Born in Chicago on March 17, 1943, Miller is one of five children raised by Warren F. Miller, Sr., and Helen Robinson Miller. His father worked as a milkman, delivering dairy products to homes in the Chicago area, and his mother worked as a secretary at the University of Chicago. Miller attended all-black inner city schools while growing up, and during high school, he enrolled in the Reserve Officers Training Corps, becoming commander of his ROTC unit. 
Miller attended West Point when very few African-Americans were admitted to the military academy. Only ten others were at the school while Miller was there, and only one other African-American cadet graduated from his class of 800. After his graduation in 1964 with a Bachelor of Science in nuclear engineering, Miller received training at the U.S. Army’s Airborne and Army Ranger schools.
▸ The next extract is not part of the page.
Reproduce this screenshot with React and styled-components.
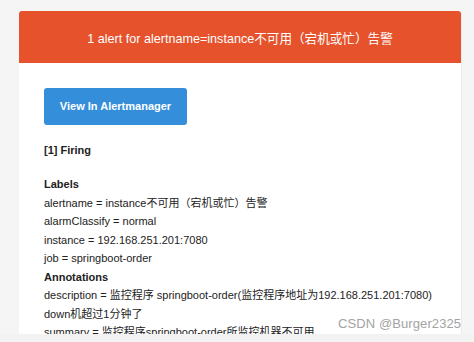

His first Army assignment was in California with an air defense artillery unit. He sought out opportunities to work with computers, which led to his being sent to an Army supply school. After completing this training, Miller, then a captain, was shipped to Vietnam, where he saw combat during his 13-month tour in Southeast Asia and was company commander for an early computer repairs supply unit.
Three months after leaving the Army, Miller entered Northwestern University in September 1969 to attend graduate school. In three years he earned both his master’s and doctoral degrees in nuclear engineering, and then stayed on at Northwestern as an assistant professor to teach and conduct research.
In 1974, Miller’s fascination with computers resulted in his leaving Northwestern for a position at the Los Alamos National Laboratory in New Mexico to work with a new supercomputer. He wound up spending the next 27 years at the lab, rising from his entry-level job to associate lab director for math and physics, associate lab director for energy research, and senior research advisor.
From 1990-1992 Miller took time off from his laboratory work to teach at the University of California, Berkeley. He has also taught at Howard university and the University of Michigan. After retiring from Los Alamos in 2001, he became a private consultant and has taught part-time at Texas A&M University, along with serving as associate director of the school’s Nuclear Security Science and Policy Institute.
Miller was elected a fellow of the American Nuclear Society in 1982, and joined the National Academy of Engineering in 1996. Miller is the co-author, in 1984, of Computational Methods of Neutron Transport, which became a standard textbook for engineering students.
During his Senate confirmation hearing, Miller told lawmakers that nuclear power must play a key role in the country’s energy strategy, and he promised, if confirmed, to help deploy a new generation of nuclear reactors. He also said he would form a blue ribbon panel to study strategies for managing spent fuel and nuclear waste, presumably to forge an alternative plan to Yucca Mountain.
Miller and his wife Judith have two sons.